Die Eintragung der Zweigniederlassung der Keraflex Fliesenverlegung Limited in das Handelsregister des Amtsgerichts Lüneburg kommt nicht in Betracht.

6

Bei der "Hauptniederlassung" der Limited in England handelt es sich offensichtlich um eine Schein- und Briefkastenfirma, die am Geschäftsleben nicht teilnimmt und nur gegründet wurde, um unter Umgehung der deutschen Gründungsvorschriften die Eintragung einer Zweigniederlassung zu ermöglichen.

7

Eingetragen werden kann die Zweigniederlassung einer ausländischen Gesellschaft nur dann, wenn die Hauptgesellschaft im Ausland wirksam gegründet wurde und dort auch einen effektiven Verwaltungssitz hat (sogenannte Sitztheorie). Das Registergericht lässt offen, ob die Gründung der Hauptgesellschaft angesichts der Gründungsurkunde und der Satzung dem englischen Gesellschaftsrecht entspricht. In Deutschland könnte eine derartige Firma wirksam wohl nicht gegründet werden, da der Gesellschaftszweck, der sich aus der Regelung des Firmengegenstandes ergibt, nicht erreichbar ist.

8

Eng damit zusammen hängt aber die feste Überzeugung des Registergerichts, dass die ... Fliesenverlegung Limited für die Betätigungsbereiche, die sich aus ihrer Gründungsurkunde ergeben, gar keinen effektiven Verwaltungsitz haben kann, weil alle diese Unternehmensgegenstände schlichtweg nicht zu bewältigen sind.
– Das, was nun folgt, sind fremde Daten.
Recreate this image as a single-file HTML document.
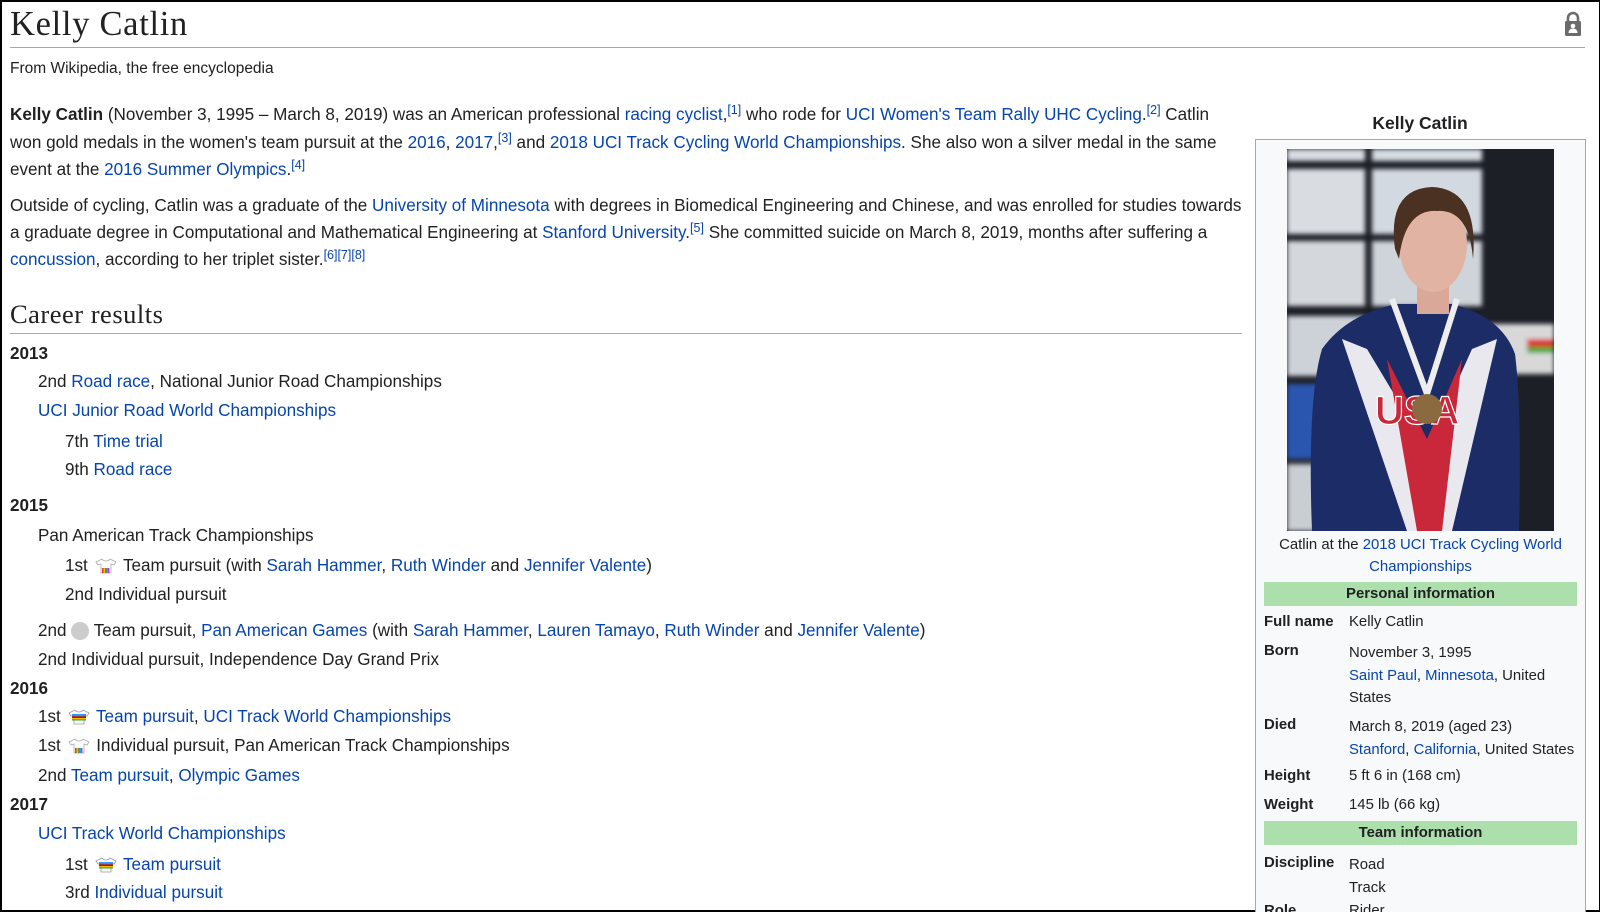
<!DOCTYPE html>
<html><head><meta charset="utf-8">
<style>
*{margin:0;padding:0;box-sizing:border-box}
html,body{width:1600px;height:912px;overflow:hidden;background:#fff}
body{font-family:"Liberation Sans",Arial,sans-serif;color:#202122;position:relative;border-left:2px solid #000;border-top:2px solid #000;border-right:1px solid #000;border-bottom:2px solid #000}
.a{position:absolute;white-space:nowrap}
.t{font-size:17.1px;line-height:20px}
a,.l{color:#0645ad;text-decoration:none}
sup{font-size:12.5px;vertical-align:6px;line-height:0;color:#0645ad}
b{font-weight:bold}
.h{font-family:"Liberation Serif",serif}
.ib{font-size:14.9px;line-height:18px}
.jer{display:inline-block;width:22px;height:16px;vertical-align:-3px;margin:0 2px}
</style></head><body>
<div class="a h" style="left:8px;top:2px;font-size:34.5px;line-height:40px;letter-spacing:0.7px">Kelly Catlin</div>
<div class="a" style="left:8px;top:45px;width:1575px;height:1px;background:#a2a9b1"></div>
<svg class="a" style="left:1562px;top:9px" width="18" height="26" viewBox="0 0 18 26"><path d="M4 11V7a5 5 0 0 1 10 0v4" fill="none" stroke="#6b6b6b" stroke-width="2.6"/><rect x="1" y="10" width="16" height="15" rx="1.5" fill="#6b6b6b"/><circle cx="9" cy="15" r="2.3" fill="#fff"/><path d="M4.5 22c0-3 2-4.5 4.5-4.5s4.5 1.5 4.5 4.5z" fill="#fff"/></svg>
<div class="a" style="left:8px;top:58px;font-size:15.5px">From Wikipedia, the free encyclopedia</div>

<div class="a t" style="left:8px;top:103px"><b>Kelly Catlin</b> (November 3, 1995 – March 8, 2019) was an American professional <a>racing cyclist</a>,<sup>[1]</sup> who rode for <a>UCI Women's Team Rally UHC Cycling</a>.<sup>[2]</sup> Catlin</div>
<div class="a t" style="left:8px;top:131px">won gold medals in the women's team pursuit at the <a>2016</a>, <a>2017</a>,<sup>[3]</sup> and <a>2018 UCI Track Cycling World Championships</a>. She also won a silver medal in the same</div>
<div class="a t" style="left:8px;top:158px">event at the <a>2016 Summer Olympics</a>.<sup>[4]</sup></div>
<div class="a t" style="left:8px;top:194px">Outside of cycling, Catlin was a graduate of the <a>University of Minnesota</a> with degrees in Biomedical Engineering and Chinese, and was enrolled for studies towards</div>
<div class="a t" style="left:8px;top:221px">a graduate degree in Computational and Mathematical Engineering at <a>Stanford University</a>.<sup>[5]</sup> She committed suicide on March 8, 2019, months after suffering a</div>
<div class="a t" style="left:8px;top:248px"><a>concussion</a>, according to her triplet sister.<sup>[6][7][8]</sup></div>

<div class="a h" style="left:8px;top:297px;font-size:26.5px;line-height:30px;letter-spacing:0.5px">Career results</div>
<div class="a" style="left:8px;top:331px;width:1232px;height:1px;background:#a2a9b1"></div>

<div class="a t" style="left:8px;top:342px"><b>2013</b></div>
<div class="a t" style="left:36px;top:370px">2nd <a>Road race</a>, National Junior Road Championships</div>
<div class="a t" style="left:36px;top:399px"><a>UCI Junior Road World Championships</a></div>
<div class="a t" style="left:63px;top:430px">7th <a>Time trial</a></div>
<div class="a t" style="left:63px;top:458px">9th <a>Road race</a></div>
<div class="a t" style="left:8px;top:494px"><b>2015</b></div>
<div class="a t" style="left:36px;top:524px">Pan American Track Championships</div>
<div class="a t" style="left:63px;top:554px">1st <svg class="jer" viewBox="0 0 22 16"><path d="M7 1L1 4l2 3 3-1v9h10V6l3 1 2-3-6-3c-1 1.5-2.5 2-4 2s-3-.5-4-2z" fill="#fff" stroke="#aaa" stroke-width=".8"/><rect x="7" y="10" width="1.5" height="5" fill="#e33"/><rect x="8.5" y="10" width="1.5" height="5" fill="#fb0"/><rect x="10" y="10" width="1.5" height="5" fill="#3a3"/><rect x="11.5" y="10" width="1.5" height="5" fill="#39f"/><rect x="13" y="10" width="1.5" height="5" fill="#c3c"/></svg> Team pursuit (with <a>Sarah Hammer</a>, <a>Ruth Winder</a> and <a>Jennifer Valente</a>)</div>
<div class="a t" style="left:63px;top:583px">2nd Individual pursuit</div>
<div class="a t" style="left:36px;top:619px">2nd <span style="display:inline-block;width:18px;height:18px;border-radius:50%;background:#ccc;vertical-align:-4px"></span> Team pursuit, <a>Pan American Games</a> (with <a>Sarah Hammer</a>, <a>Lauren Tamayo</a>, <a>Ruth Winder</a> and <a>Jennifer Valente</a>)</div>
<div class="a t" style="left:36px;top:648px">2nd Individual pursuit, Independence Day Grand Prix</div>
<div class="a t" style="left:8px;top:677px"><b>2016</b></div>
<div class="a t" style="left:36px;top:705px">1st <svg class="jer" viewBox="0 0 22 16"><path d="M7 1L1 4l2 3 3-1v9h10V6l3 1 2-3-6-3c-1 1.5-2.5 2-4 2s-3-.5-4-2z" fill="#fff" stroke="#999" stroke-width=".8"/><rect x="4" y="5" width="14" height="1.3" fill="#39f"/><rect x="4" y="6.3" width="14" height="1.3" fill="#e33"/><rect x="4" y="7.6" width="14" height="1.3" fill="#222"/><rect x="4" y="8.9" width="14" height="1.3" fill="#fb0"/><rect x="4" y="10.2" width="14" height="1.3" fill="#3a3"/></svg> <a>Team pursuit</a>, <a>UCI Track World Championships</a></div>
<div class="a t" style="left:36px;top:734px">1st <svg class="jer" viewBox="0 0 22 16"><path d="M7 1L1 4l2 3 3-1v9h10V6l3 1 2-3-6-3c-1 1.5-2.5 2-4 2s-3-.5-4-2z" fill="#fff" stroke="#aaa" stroke-width=".8"/><rect x="7" y="10" width="1.5" height="5" fill="#e33"/><rect x="8.5" y="10" width="1.5" height="5" fill="#fb0"/><rect x="10" y="10" width="1.5" height="5" fill="#3a3"/><rect x="11.5" y="10" width="1.5" height="5" fill="#39f"/><rect x="13" y="10" width="1.5" height="5" fill="#c3c"/></svg> Individual pursuit, Pan American Track Championships</div>
<div class="a t" style="left:36px;top:764px">2nd <a>Team pursuit</a>, <a>Olympic Games</a></div>
<div class="a t" style="left:8px;top:793px"><b>2017</b></div>
<div class="a t" style="left:36px;top:822px"><a>UCI Track World Championships</a></div>
<div class="a t" style="left:63px;top:853px">1st <svg class="jer" viewBox="0 0 22 16"><path d="M7 1L1 4l2 3 3-1v9h10V6l3 1 2-3-6-3c-1 1.5-2.5 2-4 2s-3-.5-4-2z" fill="#fff" stroke="#999" stroke-width=".8"/><rect x="4" y="5" width="14" height="1.3" fill="#39f"/><rect x="4" y="6.3" width="14" height="1.3" fill="#e33"/><rect x="4" y="7.6" width="14" height="1.3" fill="#222"/><rect x="4" y="8.9" width="14" height="1.3" fill="#fb0"/><rect x="4" y="10.2" width="14" height="1.3" fill="#3a3"/></svg> <a>Team pursuit</a></div>
<div class="a t" style="left:63px;top:881px">3rd <a>Individual pursuit</a></div>

<!-- infobox -->
<div class="a" style="left:1253px;top:111px;width:330px;text-align:center;font-weight:bold;font-size:17.5px">Kelly Catlin</div>
<div class="a" style="left:1253px;top:137px;width:331px;height:790px;background:#f8f9fa;border:1px solid #a2a9b1"></div>
<svg class="a" style="left:1285px;top:147px" width="267" height="382" viewBox="0 0 267 382">
<defs><filter id="bl"><feGaussianBlur stdDeviation="2.5"/></filter></defs>
<rect width="267" height="382" fill="#1c1f26"/>
<g filter="url(#bl)">
<rect x="0" y="0" width="78" height="12" fill="#d8dde3"/><rect x="85" y="0" width="110" height="12" fill="#d6dce3"/>
<rect x="0" y="20" width="78" height="65" fill="#d9dde2"/><rect x="85" y="20" width="110" height="65" fill="#d3d9e0"/>
<rect x="0" y="92" width="78" height="65" fill="#d4d8dd"/><rect x="85" y="92" width="110" height="65" fill="#cfd4da"/>
<rect x="0" y="167" width="78" height="60" fill="#cdd2d8"/><rect x="0" y="235" width="40" height="75" fill="#2a57b0"/><rect x="0" y="315" width="60" height="67" fill="#c9ced3"/>
<rect x="200" y="175" width="67" height="50" fill="#d8d8d8"/><rect x="240" y="190" width="27" height="8" fill="#d33"/><rect x="240" y="198" width="27" height="6" fill="#3a3"/>
</g>
<path d="M25 382 Q20 250 35 200 Q60 165 110 155 L165 155 Q215 168 228 205 Q235 260 232 382 Z" fill="#1b2c66"/>
<path d="M55 190 L120 382 L165 382 L210 190 L185 200 L140 300 L80 200 Z" fill="#e8e8ee"/>
<path d="M100 210 L130 382 L155 382 L175 210 L140 290 Z" fill="#c8283a"/>
<text x="88" y="275" font-family="Liberation Sans" font-weight="bold" font-size="40" fill="#c8283a" stroke="#fff" stroke-width="1.2">USA</text>
<path d="M105 150 L140 245 L170 150" fill="none" stroke="#eee" stroke-width="6"/>
<circle cx="140" cy="260" r="15" fill="#8a6a3e"/>
<rect x="130" y="125" width="32" height="40" fill="#d9a898"/>
<ellipse cx="146" cy="95" rx="34" ry="48" fill="#e0b3a2"/>
<path d="M108 100 Q100 40 145 38 Q192 40 186 110 Q182 60 150 62 Q118 60 112 110 Z" fill="#4a3122"/>
</svg>
<div class="a ib" style="left:1253px;top:532px;width:331px;text-align:center;line-height:22px;white-space:normal;padding:0 12px">Catlin at the <a>2018 UCI Track Cycling World Championships</a></div>
<div class="a ib" style="left:1262px;top:580px;width:313px;height:24px;background:#addfad;text-align:center;font-weight:bold;line-height:24px">Personal information</div>
<div class="a ib" style="left:1262px;top:611px;font-weight:bold">Full name</div><div class="a ib" style="left:1347px;top:611px">Kelly Catlin</div>
<div class="a ib" style="left:1262px;top:640px;font-weight:bold">Born</div>
<div class="a ib" style="left:1347px;top:640px;line-height:22.7px">November 3, 1995<br><a>Saint Paul</a>, <a>Minnesota</a>, United<br>States</div>
<div class="a ib" style="left:1262px;top:714px;font-weight:bold">Died</div>
<div class="a ib" style="left:1347px;top:714px;line-height:22.7px">March 8, 2019 (aged 23)<br><a>Stanford</a>, <a>California</a>, United States</div>
<div class="a ib" style="left:1262px;top:765px;font-weight:bold">Height</div><div class="a ib" style="left:1347px;top:765px">5 ft 6 in (168 cm)</div>
<div class="a ib" style="left:1262px;top:794px;font-weight:bold">Weight</div><div class="a ib" style="left:1347px;top:794px">145 lb (66 kg)</div>
<div class="a ib" style="left:1262px;top:819px;width:313px;height:24px;background:#addfad;text-align:center;font-weight:bold;line-height:24px">Team information</div>
<div class="a ib" style="left:1262px;top:852px;font-weight:bold">Discipline</div>
<div class="a ib" style="left:1347px;top:852px;line-height:22.7px">Road<br>Track</div>
<div class="a ib" style="left:1262px;top:900px;font-weight:bold">Role</div><div class="a ib" style="left:1347px;top:900px">Rider</div>
</body></html>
Tatsächlich soll in England überhaupt kein Gewerbe betrieben werden und kann es auch nicht. Dies wird eindrucksvoll durch den vorgelegten Mietvertrag untermauert, der für die Anmietung eines Büroraums eine monatliche Miete in Höhe von 75,00 DM vorsieht. Ein derartiger Mietzins entspricht in keiner Weise den Gepflogenheiten des Wirtschaftslebens. Auch in England wird für Büroraum ein höherer Mietzins zu zahlen sein. Der Mietvertrag, so wie er vorgelegt wurde, unterstreicht vielmehr den Charakter der Scheinfirmengründung in England bzw. der Gründung einer sogenannten Briefkastenfirma.

9

Die Centrosentscheidung des europäischen Gerichtshofs steht all dem nicht entgegen. Zum einen betrifft sie die Eintragung einer Zweigniederlassung einer englischen Privat Limited Compani in Dänemark. Zum anderen bestimmt § 13 d Abs. 3 HGB - eine entsprechende Vorschrift ist dem dänischen Gesellschaftsrecht fremd, vgl. Müller, Rpfl. 2000, S. 316 (318) -, dass für Anmeldungen und Eintragungen, wie die Zweigniederlassung einer GmbH mit Hauptniederlassung im Ausland betreffen, die Vorschriften für Hauptniederlassungen oder Niederlassungen am Sitz der Gesellschaft sinngemäß anzuwenden sind. An deren Voraussetzungen fehlt es jedoch. Der Gegenstand des Unternehmens weist eine Vielzahl von erlaubnispflichtigen Tätigkeiten nach der Gewerbeordnung bzw. anderen Vorschriften auf (beispielsweise Immobilienmakler, der Betrieb von Gaststätten, Hotels und Restaurants, Speditionsunternehmer, Bauträger, Vermögensverwalter, Finanzierungsvermittler pp.). Derartige Genehmigungen liegen nicht vor.

10

Die Eintragung der Zweigniederlassung einer Briefkastenfirma wirkt darüber hinaus auch irreführend. Denn aus der Eintragung ergibt sich, dass es sich bei der Niederlassung lediglich um eine Zweigstelle handelt und dementsprechend für den allgemeinen Verkehr der irrige Eindruck entsteht, dass in England noch eine Hauptniederlassung vorhanden ist. Dies trifft jedoch, anders als bei den echten Zweigniederlassungen ausländischer Gesellschaften, gerade nicht zu.

11

Nach alledem kommt eine Eintragung der Zweigniederlassung der ... Fliesenverlegung Limited in das Handelsregister des Amtsgerichts Lüneburg nicht in Betracht.

12

Die Kostenentscheidung folgt aus den § 2 Nr. 1, 130 KostO.